This allows munlock_vma_pages_all() to concurrently run while the oom
reaper is operating on a vma. Since munlock_vma_pages_range() depends on
clearing VM_LOCKED from vm_flags before actually doing the munlock to
determine if any other vmas are locking the same memory, the check for
VM_LOCKED in the oom reaper is racy.
This is especially noticeable on architectures such as powerpc where
clearing a huge pmd requires serialize_against_pte_lookup(). If the pmd
is zapped by the oom reaper during follow_page_mask() after the check for
pmd_none() is bypassed, this ends up deferencing a NULL ptl.
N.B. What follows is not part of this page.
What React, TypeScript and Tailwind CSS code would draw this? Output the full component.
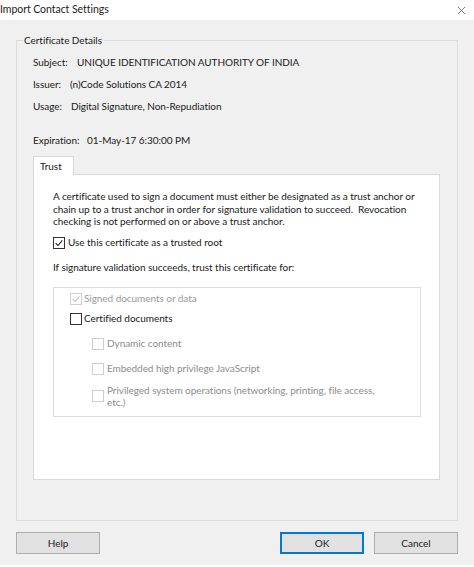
import { X } from 'lucide-react';

type BoxProps = {
  checked?: boolean;
  disabled?: boolean;
};

function CheckBox({ checked = false, disabled = false }: BoxProps) {
  return (
    <span
      className={`flex h-[12px] w-[12px] shrink-0 items-center justify-center border bg-white ${
        disabled ? 'border-[#cfcfcf]' : 'border-[#333333]'
      }`}
    >
      {checked && (
        <svg viewBox="0 0 12 12" className="h-[10px] w-[10px]">
          <path
            d="M2 6.2 L4.8 9 L10 2.8"
            fill="none"
            stroke={disabled ? '#c4c4c4' : '#222222'}
            strokeWidth="1.3"
          />
        </svg>
      )}
    </span>
  );
}

const details = [
  { label: 'Subject:', value: 'UNIQUE IDENTIFICATION AUTHORITY OF INDIA', width: 'w-[44px]' },
  { label: 'Issuer:', value: '(n)Code Solutions CA 2014', width: 'w-[37px]' },
  { label: 'Usage:', value: 'Digital Signature, Non-Repudiation', width: 'w-[38px]' },
];

export default function App() {
  return (
    <div className="flex h-[567px] w-[474px] flex-col bg-white font-['Lato',sans-serif] text-[10px] tracking-[-0.05px] text-[#1a1a1a]">
      {/* Title bar */}
      <div className="flex h-[20px] shrink-0 items-center justify-between pl-[0px] pr-[6px]">
        <span className="text-[10.5px] text-[#222]">Import Contact Settings</span>
        <X className="h-[13px] w-[13px] text-[#333]" strokeWidth={1.2} />
      </div>

      {/* Dialog body */}
      <div className="flex flex-1 flex-col bg-[#f0f0f0] px-[16px] pt-[20px]">
        {/* Certificate Details group */}
        <div className="relative flex h-[481px] w-[442px] flex-col border border-[#dcdcdc] pl-[16px] pt-[10px]">
          <span className="absolute left-[6px] top-[-8px] bg-[#f0f0f0] px-[1px]">Certificate Details</span>

          {details.map((d) => (
            <div key={d.label} className="flex h-[22px] items-center">
              <span className={d.width}>{d.label}</span>
              <span>{d.value}</span>
            </div>
          ))}

          <div className="mt-[12px] flex h-[22px] items-center">
            <span className="w-[54px]">Expiration:</span>
            <span>01-May-17 6:30:00 PM</span>
          </div>

          {/* Tab */}
          <div className="mt-[5px] flex">
            <div className="relative z-10 -mb-px flex h-[19px] w-[41px] items-center border border-b-0 border-[#d9d9d9] bg-white pl-[6px]">
              Trust
            </div>
          </div>

          {/* Tab panel */}
          <div className="flex h-[306px] w-[407px] flex-col border border-[#d9d9d9] bg-white pl-[19px] pt-[15px]">
            <p className="whitespace-nowrap leading-[12.5px]">
              A certificate used to sign a document must either be designated as a trust anchor or
              <br />
              chain up to a trust anchor in order for signature validation to succeed.&nbsp; Revocation
              <br />
              checking is not performed on or above a trust anchor.
            </p>

            <label className="mt-[8px] flex h-[14px] items-center gap-[3px]">
              <CheckBox checked />
              <span>Use this certificate as a trusted root</span>
            </label>

            <p className="mt-[10px] leading-[14px]">If signature validation succeeds, trust this certificate for:</p>

            {/* Trust options */}
            <div className="mt-[13px] flex h-[130px] w-[368px] flex-col border border-[#dcdcdc] pl-[16px] pt-[3px]">
              <label className="flex h-[16px] items-center gap-[2px] text-[#999]">
                <CheckBox checked disabled />
                <span>Signed documents or data</span>
              </label>
              <label className="mt-[4px] flex h-[16px] items-center gap-[2px]">
                <CheckBox />
                <span>Certified documents</span>
              </label>
              <div className="flex flex-col pl-[22px] text-[#8c8c8c]">
                <label className="mt-[9px] flex h-[16px] items-center gap-[3px]">
                  <CheckBox disabled />
                  <span>Dynamic content</span>
                </label>
                <label className="mt-[9px] flex h-[16px] items-center gap-[3px]">
                  <CheckBox disabled />
                  <span>Embedded high privilege JavaScript</span>
                </label>
                <label className="mt-[7px] flex items-center gap-[3px]">
                  <CheckBox disabled />
                  <span className="whitespace-nowrap leading-[12px]">
                    Privileged system operations (networking, printing, file access,
                    <br />
                    etc.)
                  </span>
                </label>
              </div>
            </div>
          </div>
        </div>

        {/* Buttons */}
        <div className="mt-[11px] flex items-center">
          <button className="h-[22px] w-[84px] border border-[#adadad] bg-[#e1e1e1]">Help</button>
          <div className="flex-1" />
          <button className="h-[22px] w-[84px] border-2 border-[#0078d7] bg-[#e1e1e1]">OK</button>
          <button className="ml-[10px] h-[22px] w-[84px] border border-[#adadad] bg-[#e1e1e1]">Cancel</button>
        </div>
      </div>
      <div className="h-[2px] shrink-0 bg-white" />
    </div>
  );
}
Fix this by reusing MMF_UNSTABLE to specify that an mm should not be
reaped. This prevents the concurrent munlock_vma_pages_range() and
unmap_page_range(). The oom reaper will simply not operate on an mm that
has the bit set and leave the unmapping to exit_mmap().
[rientjes(a)google.com: v2]
Link: http://lkml.kernel.org/r/alpine.DEB.2.21.1804171951440.105401@chino.kir.cor…
Link: http://lkml.kernel.org/r/alpine.DEB.2.21.1804171545460.53786@chino.kir.corp…
Fixes: 212925802454 ("mm: oom: let oom_reap_task and exit_mmap run concurrently")
Signed-off-by: David Rientjes <rientjes(a)google.com>
Cc: Michal Hocko <mhocko(a)suse.com>
Cc: Andrea Arcangeli <aarcange(a)redhat.com>
Cc: Tetsuo Handa <penguin-kernel(a)I-love.SAKURA.ne.jp>
Cc: Roman Gushchin <guro(a)fb.com>
Cc: <stable(a)vger.kernel.org> [4.14+]
Signed-off-by: Andrew Morton <akpm(a)linux-foundation.org>
---
mm/mmap.c | 38 ++++++++++++++++++++------------------
mm/oom_kill.c | 28 +++++++++++++---------------
2 files changed, 33 insertions(+), 33 deletions(-)
diff -puN mm/mmap.c~mm-oom-fix-concurrent-munlock-and-oom-reaper-unmap mm/mmap.c
--- a/mm/mmap.c~mm-oom-fix-concurrent-munlock-and-oom-reaper-unmap
+++ a/mm/mmap.c
@@ -3024,6 +3024,25 @@ void exit_mmap(struct mm_struct *mm)
/* mm's last user has gone, and its about to be pulled down */
mmu_notifier_release(mm);
+ if (unlikely(mm_is_oom_victim(mm))) {
+ /*
+ * Wait for oom_reap_task() to stop working on this mm. Because
+ * MMF_UNSTABLE is already set before calling down_read(),
+ * oom_reap_task() will not run on this mm after up_write().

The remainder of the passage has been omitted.